The debate over space acquisition is among the most difficult the service faces, Air Force Secretary Barbara Barrett, who oversees the Space Force within her military department, recently said during a public appearance. The Space Force directed questions to the Air Force.
“We anticipate delivering the final report to Congress once we complete interagency coordination,” Air Force spokeswoman Ann Stefanek wrote in an email.
‘A Wish List’
The clawback of the initial acquisition plan sent to lawmakers wasn’t typical, Mineiro said. “What was in there was probably a wish list but was not well-coordinated throughout the government,” she said.
The House version of the fiscal 2021 defense authorization bill passed in July sets a new deadline of Jan. 15 for the defense secretary to turn over a final Space Force acquisition plan. The Pentagon blew through the March deadline this year.
The measure was an amendment by Mac Thornberry (R-Texas), the House Armed Services ranking member.
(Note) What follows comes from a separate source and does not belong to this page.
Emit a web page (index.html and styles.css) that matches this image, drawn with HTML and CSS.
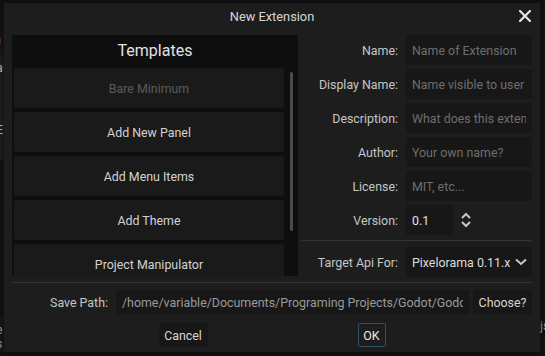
FILE: index.html
```html
<!DOCTYPE html>
<html lang="en">
<head>
  <meta charset="UTF-8" />
  <title>New Extension</title>
  <link rel="stylesheet" href="styles.css">
</head>
<body>

<div class="behind top"><span>n</span></div>
<div class="behind mid">
  <span>a</span>
  <span>l</span>
  <span class="gap">E</span>
</div>
<div class="behind low">
  <span>e</span>
  <span>s</span>
</div>
<div class="behind-right">
  <span>js</span>
</div>

<div class="dialog">
  <div class="titlebar">
    <span>New Extension</span>
    <svg class="close" width="12" height="12" viewBox="0 0 12 12">
      <path d="M1 1 L11 11 M11 1 L1 11" stroke="#e6e6e6" stroke-width="2.2" stroke-linecap="square" />
    </svg>
  </div>

  <div class="body">
    <section class="templates">
      <h2>Templates</h2>
      <div class="tpl-list">
        <div class="tpl-items">
          <button class="tpl disabled">Bare Minimum</button>
          <button class="tpl">Add New Panel</button>
          <button class="tpl">Add Menu Items</button>
          <button class="tpl">Add Theme</button>
          <button class="tpl">Project Manipulator</button>
        </div>
        <div class="scroll"><div class="thumb"></div></div>
      </div>
    </section>

    <div class="fields">
      <label>Name:</label>
      <input type="text" placeholder="Name of Extension">
      <label>Display Name:</label>
      <input type="text" placeholder="Name visible to user">
      <label>Description:</label>
      <input type="text" placeholder="What does this extension do?">
      <label>Author:</label>
      <input type="text" placeholder="Your own name?">
      <label>License:</label>
      <input type="text" placeholder="MIT, etc...">
      <label>Version:</label>
      <div class="spin">
        <input type="text" value="0.1">
        <svg width="12" height="16" viewBox="0 0 12 16">
          <path d="M2 6 L6 2 L10 6 M2 10 L6 14 L10 10" fill="none" stroke="#c8c8c8" stroke-width="2" />
        </svg>
      </div>
      <hr class="sep sub">
      <label>Target Api For:</label>
      <div class="select">
        <span>Pixelorama 0.11.x</span>
        <svg width="12" height="8" viewBox="0 0 12 8">
          <path d="M1 1.5 L6 6 L11 1.5" fill="none" stroke="#c8c8c8" stroke-width="2" />
        </svg>
      </div>
    </div>
  </div>

  <hr class="sep">

  <div class="path-row">
    <label>Save Path:</label>
    <input type="text" class="path" readonly value="/home/variable/Documents/Programing Projects/Godot/Godot Projects/Pixelorama Extensions">
    <button class="btn">Choose?</button>
  </div>

  <div class="actions">
    <button class="btn">Cancel</button>
    <button class="btn ok">OK</button>
  </div>
</div>

</body>
</html>
```

FILE: styles.css
```css
html, body {
  margin: 0;
  height: 100%;
  background: #121212;
  font-family: Roboto, 'Noto Sans', sans-serif;
  font-size: 12.4px;
  color: #d0d0d0;
  overflow: hidden;
}
button, input {
  font-family: inherit;
  font-size: 12.4px;
}

/* app behind the dialog */
.behind {
  position: absolute;
  left: 0;
  width: 4px;
  overflow: hidden;
  color: #bbb;
  line-height: 15px;
}
.behind span {
  display: block;
  margin-left: -4px;
}
.behind.top { top: 32px; height: 22px; background: #161616; }
.behind.top span { margin-left: -6px; }
.behind.mid { top: 55px; height: 105px; background: #1f1f1f; padding-top: 5px; box-sizing: border-box; }
.behind.mid .gap { margin-top: 32px; }
.behind.low { top: 318px; height: 34px; background: #181818; color: #999; line-height: 14px; padding-top: 5px; box-sizing: border-box; }
.behind-right {
  position: absolute;
  left: 540px;
  top: 318px;
  color: #999;
}

.dialog {
  position: absolute;
  left: 4px;
  top: 3px;
  width: 536px;
  height: 349px;
  background: #1d1d1d;
  display: flex;
  flex-direction: column;
  box-shadow: 0 0 6px rgba(0,0,0,0.5);
}
.dialog > * { flex: none; }
.titlebar {
  height: 26px;
  display: flex;
  align-items: center;
  justify-content: center;
  position: relative;
  color: #d6d6d6;
  font-size: 12.8px;
  margin-bottom: 6px;
}
.titlebar .close {
  position: absolute;
  right: 9px;
  top: 7px;
}

.body {
  display: flex;
  gap: 3px;
  padding: 0 7px 0 8px;
}
.templates {
  width: 286px;
  height: 241px;
  background: #0e0e0e;
  display: flex;
  flex-direction: column;
}
.templates h2 {
  margin: 0;
  height: 33px;
  line-height: 31px;
  text-align: center;
  font-size: 16px;
  font-weight: normal;
  color: #e2e2e2;
}
.tpl-list {
  flex: 1;
  display: flex;
  overflow: hidden;
  padding-left: 2px;
}
.tpl-items {
  width: 270px;
  display: flex;
  flex-direction: column;
  gap: 4px;
}
.tpl {
  flex: 0 0 40px;
  background: #1a1a1a;
  border: none;
  border-radius: 2px;
  color: #d2d2d2;
  padding: 0;
}
.tpl.disabled { color: #5a5a5a; }
.scroll {
  width: 14px;
  display: flex;
  justify-content: center;
}
.thumb {
  width: 3px;
  height: 159px;
  margin-top: 4px;
  margin-left: 1px;
  background: #4b4b4b;
  border-radius: 2px;
}

.fields {
  width: 232px;
  display: grid;
  grid-template-columns: 97px 126px;
  grid-template-rows: repeat(6, 30px) 4px 30px;
  column-gap: 8px;
  row-gap: 4px;
  align-items: center;
}
.fields label {
  text-align: right;
  color: #c6c6c6;
  white-space: nowrap;
}
input {
  height: 30px;
  box-sizing: border-box;
  background: #171717;
  border: none;
  border-radius: 2px;
  padding: 0 6px;
  color: #e0e0e0;
  outline: none;
  width: 100%;
}
input::placeholder { color: #6e6e6e; }
.spin {
  display: flex;
  align-items: center;
  gap: 6px;
}
.spin input { width: 48px; }
.select {
  height: 30px;
  background: #171717;
  border-radius: 2px;
  display: flex;
  align-items: center;
  justify-content: space-between;
  padding: 0 5px 0 6px;
  color: #dcdcdc;
  white-space: nowrap;
}
.sep {
  border: none;
  border-top: 1px solid #333;
  margin: 5px 7px 7px 7px;
  height: 0;
}
.fields .sep.sub {
  grid-column: 1 / 3;
  margin: 1px 0 0 0;
  align-self: start;
}

.path-row {
  display: flex;
  align-items: center;
  gap: 8px;
  padding: 0 8px;
  height: 24px;
}
.path-row label {
  width: 96px;
  text-align: right;
  color: #c6c6c6;
}
.path-row .path {
  width: 353px;
  height: 24px;
  color: #9a9a9a;
  flex: none;
}
.path-row .btn {
  margin-left: -4px;
  width: 59px;
}
.btn {
  height: 24px;
  background: #171717;
  border: 1px solid transparent;
  border-radius: 2px;
  color: #d6d6d6;
  padding: 0 4px;
}
.actions {
  display: flex;
  justify-content: center;
  gap: 150px;
  margin-top: 9px;
}
.actions .btn { width: 49px; }
.actions .ok {
  width: 28px;
  padding: 0;
  background: #1d1d1d;
  border-color: #2f4f62;
  color: #e8e8e8;
}
```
It says the goal should be to “quickly and effectively acquire space warfighting capabilities” and asks for comparisons of past budget lines for space programs and a framework for key acquisition decision points and reporting requirements.
Any decision will depend on negotiations over a final National Defense Authorization Act.
“The Senate Armed Services Committee is committed to holding the Space Force accountable, but as this is a subject under negotiation as part of the NDAA conference process, we can’t comment further at this time,” a committee spokeswoman wrote in an email.